Wednesday, December 7, 2011

I don't even know what to title this

     I gave myself sometime and I'm no longer angry at the female gender. I just feel like I'm staring at my reflection in a puddle, not enjoying what I see. I get frustrated with myself and stomp in the puddle, only to get myself all dirty and hate myself more. I don't really know what I'm doing, with anything. I work, I eat, I sleep, I visit Mankie... Rinse and repeat. That's my life in a nutshell, but things are so much more complicated than that.
     I have a lot of people on my mind and something almost always seems to go wrong when I'm happy. I'm beginning to feel like I've betrayed myself and become the "other girl" once more, but I was unaware this time around.
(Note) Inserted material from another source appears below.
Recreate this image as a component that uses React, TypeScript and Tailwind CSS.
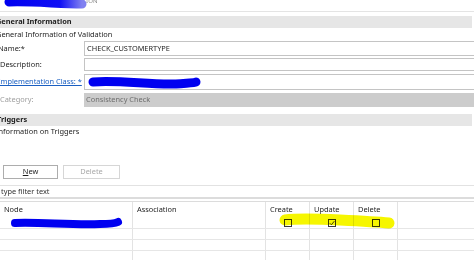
import React from 'react';

const cols = ['w-[133px]', 'w-[133px]', 'w-[44px]', 'w-[44px]', 'w-[44px]', 'flex-1'];

function Box({ checked }: { checked?: boolean }) {
  return (
    <div className="w-[8px] h-[8px] border border-[#3a3a3a] flex items-center justify-center">
      {checked && (
        <svg width="6" height="6" viewBox="0 0 6 6">
          <path d="M0.8 3.2 L2.4 4.8 L5.3 1.2" stroke="#333" strokeWidth="0.9" fill="none" />
        </svg>
      )}
    </div>
  );
}

function Row({ children, h = 'h-[11px]', border = true }: { children?: React.ReactNode[]; h?: string; border?: boolean }) {
  return (
    <div className={`flex ${h} ${border ? 'border-b border-[#e6e6e6]' : ''}`}>
      {cols.map((c, i) => (
        <div key={i} className={`${c} ${i < 5 ? 'border-r border-[#e3e3e3]' : ''} flex items-center justify-center`}>
          {children?.[i]}
        </div>
      ))}
    </div>
  );
}

export default function App() {
  return (
    <div
      className="relative w-[474px] h-[260px] overflow-hidden bg-white text-[7.4px] leading-none text-[#1e1e1e] whitespace-nowrap"
      style={{ fontFamily: '"Noto Sans", "Open Sans", sans-serif' }}
    >
      {/* title strip */}
      <div className="h-[12px] border-b border-[#e4e4e4] flex items-start">
        <span className="ml-[86px] mt-[-2px] text-[6px] text-[#8a8a8a] tracking-wide">ION</span>
      </div>

      <div className="mt-[4px] mr-[2px] h-[12px] bg-[#e6e6e6] flex items-center">
        <span className="ml-[-4px] font-bold">General Information</span>
      </div>
      <div className="h-[13px] flex items-center">
        <span className="ml-[-4px]">General Information of Validation</span>
      </div>

      {/* form */}
      <div className="flex flex-col">
        <div className="flex h-[15px] items-stretch">
          <div className="w-[84px] flex items-center"><span className="ml-[-2px]">Name:*</span></div>
          <div className="flex-1 border border-r-0 border-[#c4c4c4] flex items-center pl-[2px]">CHECK_CUSTOMERTYPE</div>
        </div>
        <div className="flex h-[13px] mt-[2px] items-stretch">
          <div className="w-[84px] flex items-center"><span>Description:</span></div>
          <div className="flex-1 border border-r-0 border-[#c4c4c4]" />
        </div>
        <div className="flex h-[16px] mt-[3px] items-stretch">
          <div className="w-[84px] flex items-center">
            <span className="ml-[-2px] text-[#1a5fc2] underline">Implementation Class: *</span>
          </div>
          <div className="flex-1 border border-r-0 border-[#c4c4c4]" />
        </div>
        <div className="flex h-[14px] mt-[3px] items-stretch">
          <div className="w-[84px] flex items-center"><span className="text-[#a0a0a0]">Category:</span></div>
          <div className="flex-1 bg-[#cccccc] flex items-center pl-[2px] text-[#6e6e6e]">Consistency Check</div>
        </div>
      </div>

      <div className="mt-[7px] mr-[2px] h-[12px] bg-[#e6e6e6] flex items-center">
        <span className="ml-[-3px] font-bold">Triggers</span>
      </div>
      <div className="h-[12px] flex items-center">
        <span className="ml-[-4px]">Information on Triggers</span>
      </div>

      {/* buttons */}
      <div className="mt-[27px] flex gap-[5px] pl-[3px]">
        <div className="w-[55px] h-[14px] border border-[#adadad] bg-white flex items-center justify-center">
          <span><span className="underline">N</span>ew</span>
        </div>
        <div className="w-[57px] h-[14px] border border-[#d6d6d6] bg-white flex items-center justify-center text-[#a8a8a8]">
          Delete
        </div>
      </div>

      {/* filter */}
      <div className="mt-[6px] h-[14px] border-t border-[#e2e2e2] border-b-2 border-b-[#dcdcdc] flex items-center">
        <span className="ml-[1px] text-[#333]">type filter text</span>
      </div>

      {/* table */}
      <div className="mt-[2px] border-t border-[#dcdcdc]">
        <div className="flex h-[16px]">
          {['Node', 'Association', 'Create', 'Update', 'Delete', ''].map((t, i) => (
            <div key={i} className={`${cols[i]} ${i < 5 ? 'border-r border-[#e3e3e3]' : ''} pl-[4px] flex items-center`}>
              {t}
            </div>
          ))}
        </div>
        <Row>
          {[null, null, <Box key="c" />, <Box key="u" checked />, <Box key="d" />, null]}
        </Row>
        <Row />
        <Row />
        <Row border={false} />
      </div>

      {/* annotations drawn over the screenshot */}
      <svg className="absolute inset-0 pointer-events-none" width="474" height="260">
        <defs>
          <linearGradient id="fade" x1="0" x2="1">
            <stop offset="0" stopColor="#0000f0" />
            <stop offset="0.7" stopColor="#1010f5" />
            <stop offset="1" stopColor="#8080f0" />
          </linearGradient>
        </defs>
        <path d="M9 2 C30 1 60 4 82 4" stroke="url(#fade)" strokeWidth="9" strokeLinecap="round" fill="none" />
        <path d="M93 82 C120 80 150 85 176 84 C186 83 194 83 196 82" stroke="#0000f0" strokeWidth="9" strokeLinecap="round" fill="none" />
        <path d="M15 223 C40 222 70 225 100 224 C110 224 116 223 118 222" stroke="#0000f0" strokeWidth="8" strokeLinecap="round" fill="none" />
        <path
          d="M285 220 C300 218 320 219 340 220 C360 221 378 222 389 223"
          stroke="#f6f600"
          strokeWidth="11"
          strokeLinecap="round"
          fill="none"
          style={{ mixBlendMode: 'multiply' }}
        />
      </svg>
    </div>
  );
}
I hope that's not the case but I feel like I fall second to... well everyone. I'm no one's girlfriend and I don't really feel like I'm anyone's friend here... Kasey's like the only person who feels the same way about me as I feel about her. It's not like it used to be though. Everything changes, regardless of whether we want it to or not.
     I guess I've just been fishing in a fish-less pond, it's no wonder that I've lost a few hooks and caught nothing. I guess I ought to find a better pond, huh? But I'm too stupid to leave, I'm too happy with my unhappiness... if that makes sense.
It's how I feel.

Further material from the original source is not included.